Implications of the Ruling
The ruling established important precedents regarding the liability of successor corporations in tax matters. The court's decision highlighted that a corporation emerging from a merger cannot escape its obligation to assume liabilities simply because the predecessor corporations have ceased to exist. This reinforces the principle that corporate mergers result in the continuity of obligations, particularly concerning tax liabilities, thereby protecting the interests of the IRS in collecting owed taxes. The court's reliance on case law also emphasized that contractual agreements made during mergers carry significant weight in determining liability. By affirming that DLS was liable as a transferee, the court underscored the necessity for corporations to be diligent in understanding the implications of mergers on their financial responsibilities. The decision also set a clear timeline for the IRS's ability to assess taxes against successor corporations, reinforcing the importance of compliance with statutory requirements in tax collection processes.
Conclusion of the Court's Reasoning
In conclusion, the court's reasoning provided a comprehensive analysis of both the transferee liability of DLS for the tax liabilities of its predecessor corporations and the timeliness of the IRS's assessments.
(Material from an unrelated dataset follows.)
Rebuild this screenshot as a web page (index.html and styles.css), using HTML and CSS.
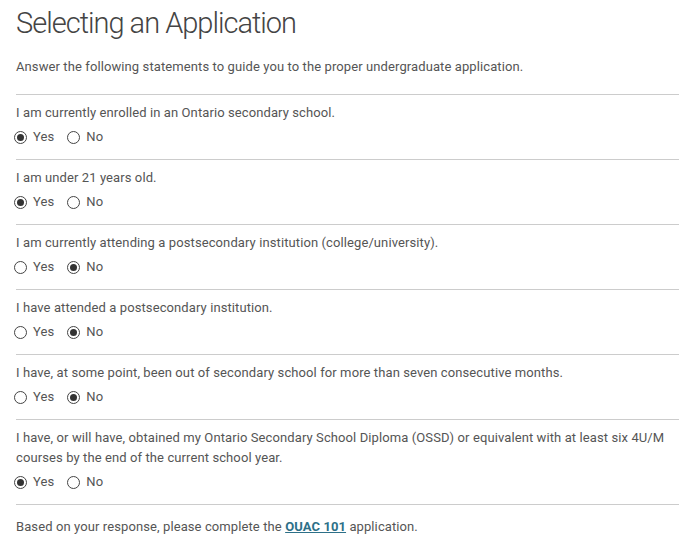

The court found that the merger agreements unequivocally placed the tax obligations on DLS, thereby satisfying the criteria for transferee assessments under federal law. The court recognized the validity of the IRS's 1994 FICA assessments, confirming that they were timely executed based on the applicable statutory framework. However, the court left open the question regarding the validity of consents extending the statute of limitations for other assessments, indicating that further proceedings were necessary to resolve those issues. This decision reinforced the importance of understanding corporate law and tax obligations in the context of mergers and acquisitions, providing clarity for future cases involving similar circumstances.